Mistake #1: Taking a distribution from a 529 plan when you don't mean to.
This mistake happens when your clients withdraw 529 money to pay the current semester's tuition bill, and the next day their child announces he is taking a year off from school to travel around Europe.
Or it happens when they receive the distribution on December 30 but don't get around to paying the tuition bill until January 3.
Or it happens when they inadvertently press the "total withdrawal" button on the 529 website when they meant to press the "partial withdrawal" button.
Or it happens when daughter Sally is the one in college but they take the withdrawal from son Johnny's 529 account.
In any of these situations, your clients cannot just return the money to the 529 plan. If they do, the plan will treat it as a new contribution—not as the reversal of the prior distribution. The withdrawal will still generate a Form 1099 that gets sent to both the taxpayer and to the IRS.
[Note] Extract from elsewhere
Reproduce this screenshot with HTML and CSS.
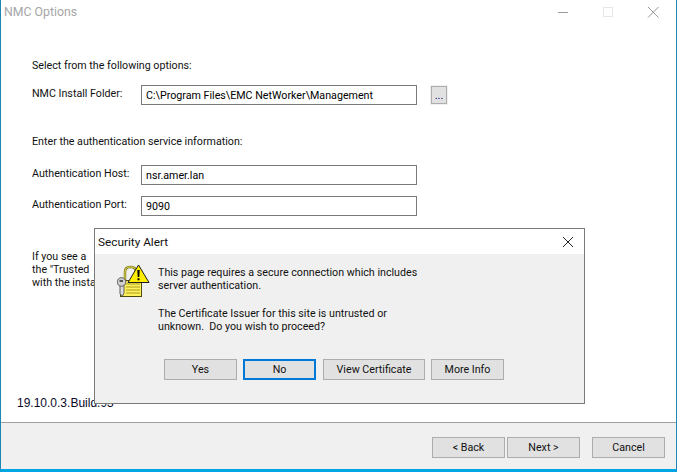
FILE: index.html
```html
<!DOCTYPE html>
<html lang="en">
<head>
    <meta charset="UTF-8">
    <title>NMC Options</title>
    <link rel="stylesheet" href="styles.css">
</head>
<body>

    <div class="window">
        <div class="titlebar">
            <span class="title">NMC Options</span>
            <div class="controls">
                <svg class="ctl" width="45" height="24" viewBox="0 0 45 24"><path d="M17 12.5h10" stroke="#999" fill="none"/></svg>
                <svg class="ctl" width="45" height="24" viewBox="0 0 45 24"><rect x="17.5" y="7.5" width="9" height="9" stroke="#e6e6e6" fill="none"/></svg>
                <svg class="ctl" width="45" height="24" viewBox="0 0 45 24"><path d="M17 7l10.500 10.500M27.500 7L17 17.500" stroke="#999" fill="none"/></svg>
            </div>
        </div>

        <div class="content">
            <div class="options">
                <p class="heading">Select from the following options:</p>
                <div class="row">
                    <label>NMC Install Folder:</label>
                    <div class="field">C:\Program Files\EMC NetWorker\Management</div>
                    <div class="browse-wrap"><button class="browse">...</button></div>
                </div>

                <p class="heading second">Enter the authentication service information:</p>
                <div class="row">
                    <label>Authentication Host:</label>
                    <div class="field">nsr.amer.lan</div>
                </div>
                <div class="row gap">
                    <label>Authentication Port:</label>
                    <div class="field">9090</div>
                </div>

                <p class="note">If you see a<br>the "Trusted<br>with the installation</p>
            </div>
            <div class="version">19.10.0.3.Build.93</div>
        </div>

        <div class="footer">
            <button class="btn">&lt; Back</button>
            <button class="btn next">Next &gt;</button>
            <button class="btn">Cancel</button>
        </div>

        <!-- dialog sits on top of the wizard -->
        <div class="dialog">
            <div class="dialog-title">
                <span>Security Alert</span>
                <svg width="12" height="12" viewBox="0 0 12 12"><path d="M1 1l10 10M11 1L1 11" stroke="#222" fill="none"/></svg>
            </div>
            <div class="dialog-body">
                <div class="message">
                    <svg class="alert-icon" width="34" height="34" viewBox="0 0 34 34">
                        <path d="M8 17V8q0-5 5-5h1q5 0 5 5v6" fill="none" stroke="#7d7a1e" stroke-width="2.500"/>
                        <path d="M8 17V8q0-5 5-5h1q5 0 5 5v6" fill="none" stroke="#e8dc50" stroke-width="1"/>
                        <rect x="3.500" y="16.500" width="21" height="16" fill="#fff15a" stroke="#4d4a10"/>
                        <path d="M9 20h14M9 23h14M9 26h14M9 29h14" stroke="#a89a20" fill="none"/>
                        <path d="M21.500 1L11 18.500h21z" fill="#ffee00" stroke="#1c1c1c" stroke-linejoin="round"/>
                        <path d="M20.300 6h2.400l-.4 7h-1.600zM20.500 14.200h2v2h-2z" fill="#000"/>
                        <path d="M3 21h4v8l-1.500 3-2.500-2z" fill="#dcdcdc" stroke="#5c5c5c"/>
                        <circle cx="4.500" cy="18" r="4.300" fill="#cfcfcf" stroke="#5c5c5c"/>
                        <rect x="2.500" y="16" width="3.500" height="2" fill="#555"/>
                    </svg>
                    <div class="message-text">
                        <p>This page requires a secure connection which includes<br>server authentication.</p>
                        <p>The Certificate Issuer for this site is untrusted or<br>unknown.&nbsp; Do you wish to proceed?</p>
                    </div>
                </div>
                <div class="dialog-buttons">
                    <button class="btn">Yes</button>
                    <button class="btn default">No</button>
                    <button class="btn wide">View Certificate</button>
                    <button class="btn">More Info</button>
                </div>
            </div>
        </div>
    </div>

</body>
</html>
```

FILE: styles.css
```css
body {
    margin: 0;
    font-family: Roboto, "Noto Sans", sans-serif;
    font-size: 10.7px;
    color: #111;
    background: #fff;
}

.window {
    position: relative;
    width: 677px;
    height: 472px;
    box-sizing: border-box;
    border-left: 1px solid #1c86b8;
    border-right: 1px solid #1c86b8;
    border-bottom: 3px solid #00a5e3;
    display: flex;
    flex-direction: column;
    overflow: hidden;
}

.titlebar {
    height: 24px;
    flex: none;
    display: flex;
    justify-content: space-between;
    align-items: center;
}

.title {
    margin-left: 3px;
    font-size: 12.3px;
    color: #a6a6a6;
}

.controls {
    display: flex;
}

.ctl {
    display: block;
}

.content {
    flex: 1;
    display: flex;
    flex-direction: column;
    justify-content: space-between;
    padding-left: 16px;
    padding-bottom: 12px;
}

.options {
    padding-left: 15px;
    padding-top: 33px;
}

.heading {
    margin: 0 0 10px;
    line-height: 18px;
}

.heading.second {
    margin-top: 28px;
    margin-bottom: 14px;
}

.row {
    display: flex;
    align-items: flex-start;
    height: 20px;
}

.row.gap {
    margin-top: 11px;
}

.row label {
    width: 109px;
    line-height: 17px;
}

.field {
    width: 276px;
    height: 20px;
    box-sizing: border-box;
    border: 1px solid #7a7a7a;
    padding-left: 4px;
    line-height: 20px;
    color: #000;
}

.browse-wrap {
    margin-left: 13px;
    padding: 1px;
    background: #f0f0f0;
}

.browse {
    display: block;
    width: 16px;
    height: 18px;
    padding: 0;
    border: 1px solid #adadad;
    background: #e1e1e1;
    color: #00006a;
    font-family: inherit;
    font-size: 11px;
}

.note {
    margin: 34px 0 0;
    line-height: 13px;
    white-space: nowrap;
}

.version {
    font-family: "Liberation Sans", Arial, sans-serif;
    font-size: 12px;
    line-height: 14px;
    color: #0a0a2a;
}

.footer {
    height: 47px;
    flex: none;
    box-sizing: border-box;
    border-top: 1px solid #a0a0a0;
    background: #f0f0f0;
    display: flex;
    justify-content: flex-end;
    align-items: flex-start;
    padding-top: 14px;
    padding-right: 11px;
}

.btn {
    width: 73px;
    height: 21px;
    padding: 0;
    border: 1px solid #adadad;
    background: #e1e1e1;
    color: #111;
    font-family: inherit;
    font-size: 10.7px;
}

.footer .btn {
    margin-left: 2px;
}

.footer .next {
    margin-right: 10px;
}

.dialog {
    position: absolute;
    left: 93px;
    top: 228px;
    width: 491px;
    height: 176px;
    box-sizing: border-box;
    border: 1px solid #7a7a7a;
    display: flex;
    flex-direction: column;
}

.dialog-title {
    height: 25px;
    flex: none;
    background: #fff;
    display: flex;
    justify-content: space-between;
    align-items: center;
    padding: 0 10px 0 3px;
    font-size: 11.8px;
    color: #111;
}

.dialog-body {
    flex: 1;
    background: #f0f0f0;
    display: flex;
    flex-direction: column;
    justify-content: space-between;
    padding-bottom: 23px;
}

.message {
    display: flex;
    padding-top: 10px;
    padding-left: 22px;
}

.alert-icon {
    flex: none;
}

.message-text {
    margin-left: 7px;
    padding-top: 2px;
}

.message-text p {
    margin: 0 0 15px;
    line-height: 13px;
}

.dialog-buttons {
    display: flex;
    gap: 6px;
    padding-left: 69px;
}

.btn.default {
    border: 2px solid #0078d7;
}

.btn.wide {
    width: 102px;
    margin-left: 1px;
}
```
The barn door closed as soon as the horse left.
The potential fix to this problem is to roll over the withdrawn funds (or some portion of them) to another 529 plan. But your clients have only 60 days from the date of withdrawal to do this.
If they happen to still be within the 60-day window, they should thank their lucky stars. They just have to be sure to roll over to a different state's 529 plan if keeping the same beneficiary on the account. (They can go back into their existing 529 plan only if they are changing the beneficiary to another family member.)